____ Supplied information
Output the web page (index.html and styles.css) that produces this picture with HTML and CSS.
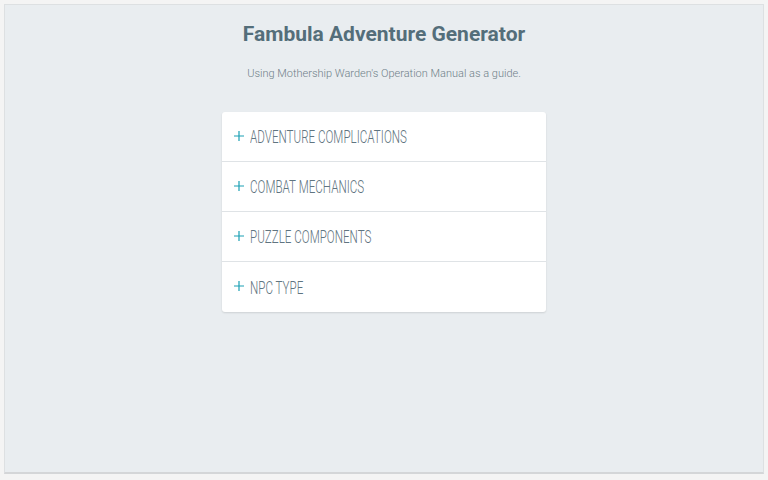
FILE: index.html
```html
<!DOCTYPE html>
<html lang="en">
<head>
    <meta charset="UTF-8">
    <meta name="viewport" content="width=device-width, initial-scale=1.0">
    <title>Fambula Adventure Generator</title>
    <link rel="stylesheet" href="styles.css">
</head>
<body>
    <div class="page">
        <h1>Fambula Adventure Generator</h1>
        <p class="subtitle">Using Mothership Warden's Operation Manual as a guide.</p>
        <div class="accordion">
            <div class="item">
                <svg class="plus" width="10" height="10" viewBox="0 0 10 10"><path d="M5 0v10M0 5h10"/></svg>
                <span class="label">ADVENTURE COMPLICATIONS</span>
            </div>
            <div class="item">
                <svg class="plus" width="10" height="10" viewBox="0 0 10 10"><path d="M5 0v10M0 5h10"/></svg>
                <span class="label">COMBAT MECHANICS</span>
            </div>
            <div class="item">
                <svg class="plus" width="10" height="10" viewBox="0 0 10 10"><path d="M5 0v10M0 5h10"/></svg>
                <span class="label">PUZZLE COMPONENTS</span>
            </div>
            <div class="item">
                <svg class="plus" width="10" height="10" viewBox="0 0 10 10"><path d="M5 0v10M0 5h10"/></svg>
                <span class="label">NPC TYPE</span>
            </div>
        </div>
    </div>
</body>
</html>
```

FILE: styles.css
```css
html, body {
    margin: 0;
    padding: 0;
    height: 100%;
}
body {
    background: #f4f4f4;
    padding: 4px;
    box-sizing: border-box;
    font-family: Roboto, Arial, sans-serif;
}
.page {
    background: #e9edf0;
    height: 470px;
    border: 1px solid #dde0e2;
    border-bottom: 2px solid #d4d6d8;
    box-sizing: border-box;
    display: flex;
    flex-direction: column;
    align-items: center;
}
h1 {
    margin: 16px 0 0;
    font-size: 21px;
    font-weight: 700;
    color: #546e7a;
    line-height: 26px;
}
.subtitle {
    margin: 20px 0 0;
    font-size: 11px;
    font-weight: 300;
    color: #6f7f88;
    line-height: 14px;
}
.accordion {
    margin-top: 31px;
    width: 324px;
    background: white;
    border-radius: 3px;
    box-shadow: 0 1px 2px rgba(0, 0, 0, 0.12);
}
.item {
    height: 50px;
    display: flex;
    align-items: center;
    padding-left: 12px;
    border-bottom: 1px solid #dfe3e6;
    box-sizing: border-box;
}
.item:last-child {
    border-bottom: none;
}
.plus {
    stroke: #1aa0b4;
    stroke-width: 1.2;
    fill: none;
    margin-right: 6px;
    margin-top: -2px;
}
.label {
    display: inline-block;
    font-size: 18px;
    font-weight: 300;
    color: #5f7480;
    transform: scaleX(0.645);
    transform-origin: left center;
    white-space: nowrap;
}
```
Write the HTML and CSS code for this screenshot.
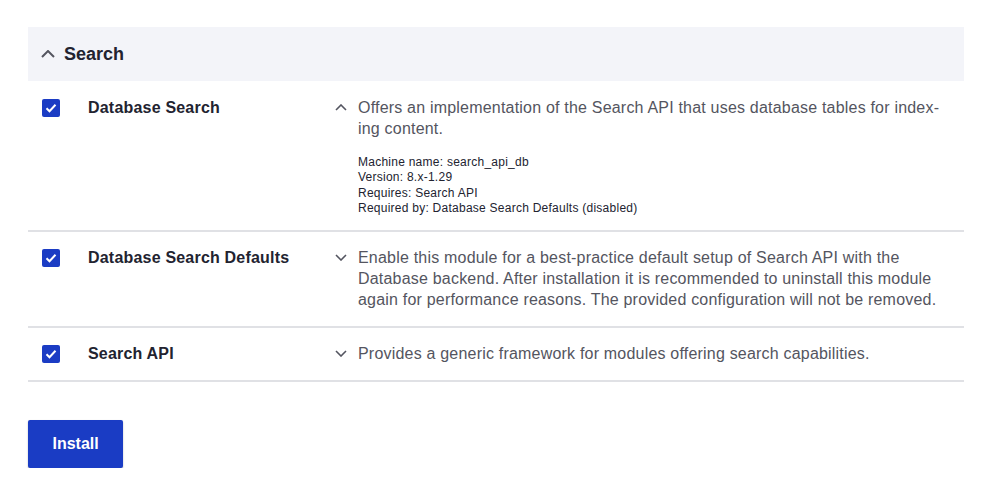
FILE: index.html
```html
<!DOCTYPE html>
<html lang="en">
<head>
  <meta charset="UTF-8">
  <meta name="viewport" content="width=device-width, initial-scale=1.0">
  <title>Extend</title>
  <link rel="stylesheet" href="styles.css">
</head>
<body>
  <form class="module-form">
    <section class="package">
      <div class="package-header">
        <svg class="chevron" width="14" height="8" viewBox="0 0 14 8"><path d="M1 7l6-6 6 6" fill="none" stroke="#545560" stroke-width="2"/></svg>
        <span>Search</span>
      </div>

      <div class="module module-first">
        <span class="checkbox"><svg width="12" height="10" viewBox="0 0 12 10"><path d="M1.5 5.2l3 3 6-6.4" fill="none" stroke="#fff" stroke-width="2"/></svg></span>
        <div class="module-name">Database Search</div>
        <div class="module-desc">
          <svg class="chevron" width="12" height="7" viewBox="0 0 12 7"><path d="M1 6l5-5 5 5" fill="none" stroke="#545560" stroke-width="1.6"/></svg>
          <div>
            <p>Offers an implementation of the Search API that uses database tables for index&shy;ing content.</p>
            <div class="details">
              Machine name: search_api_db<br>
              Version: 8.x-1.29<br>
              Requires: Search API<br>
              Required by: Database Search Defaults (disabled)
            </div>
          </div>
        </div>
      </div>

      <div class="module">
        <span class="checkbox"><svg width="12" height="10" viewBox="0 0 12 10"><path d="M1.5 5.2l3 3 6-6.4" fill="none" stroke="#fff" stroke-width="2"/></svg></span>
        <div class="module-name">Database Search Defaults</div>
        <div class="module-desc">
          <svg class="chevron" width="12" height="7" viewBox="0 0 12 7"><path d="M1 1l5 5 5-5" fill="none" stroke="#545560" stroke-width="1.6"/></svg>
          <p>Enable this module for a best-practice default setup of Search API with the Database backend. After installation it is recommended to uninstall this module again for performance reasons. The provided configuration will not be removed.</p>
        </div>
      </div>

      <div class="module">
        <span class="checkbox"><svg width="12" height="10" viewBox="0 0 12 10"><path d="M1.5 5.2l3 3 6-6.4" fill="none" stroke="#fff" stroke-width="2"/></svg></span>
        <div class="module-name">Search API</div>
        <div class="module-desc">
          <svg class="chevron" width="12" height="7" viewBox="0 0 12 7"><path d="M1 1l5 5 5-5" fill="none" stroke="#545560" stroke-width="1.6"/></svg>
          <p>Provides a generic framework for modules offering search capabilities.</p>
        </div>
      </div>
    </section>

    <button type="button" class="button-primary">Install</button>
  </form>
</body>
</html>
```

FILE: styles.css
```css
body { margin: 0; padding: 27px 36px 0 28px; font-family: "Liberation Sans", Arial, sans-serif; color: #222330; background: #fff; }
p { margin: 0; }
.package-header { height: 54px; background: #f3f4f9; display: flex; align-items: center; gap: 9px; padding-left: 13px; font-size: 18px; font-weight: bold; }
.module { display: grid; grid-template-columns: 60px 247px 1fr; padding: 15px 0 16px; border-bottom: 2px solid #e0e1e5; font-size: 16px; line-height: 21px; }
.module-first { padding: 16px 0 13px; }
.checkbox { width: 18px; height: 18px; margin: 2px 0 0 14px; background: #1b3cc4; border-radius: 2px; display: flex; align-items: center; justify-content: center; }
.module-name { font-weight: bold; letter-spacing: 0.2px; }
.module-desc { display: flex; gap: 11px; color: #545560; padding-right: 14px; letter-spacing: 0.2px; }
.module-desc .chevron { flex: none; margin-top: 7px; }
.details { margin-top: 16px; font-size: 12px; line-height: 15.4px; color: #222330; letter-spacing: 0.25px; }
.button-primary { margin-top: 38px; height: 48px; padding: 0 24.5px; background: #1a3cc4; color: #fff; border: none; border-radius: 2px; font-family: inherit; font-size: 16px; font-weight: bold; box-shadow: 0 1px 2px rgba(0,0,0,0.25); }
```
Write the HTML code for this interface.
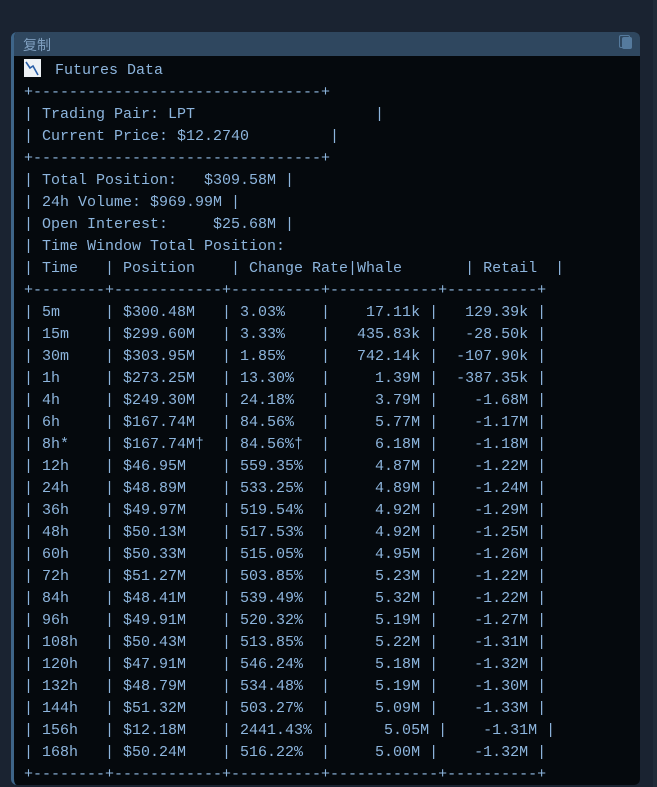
________
Return each line that includes "this".

* **Solution**
Output the web page (index.html and styles.css) that produces this picture with HTML and CSS.
Write the HTML and CSS code for this screenshot.
          <p>Enable this module for a best-practice default setup of Search API with the Database backend. After installation it is recommended to uninstall this module again for performance reasons. The provided configuration will not be removed.</p>
Write the HTML code for this interface.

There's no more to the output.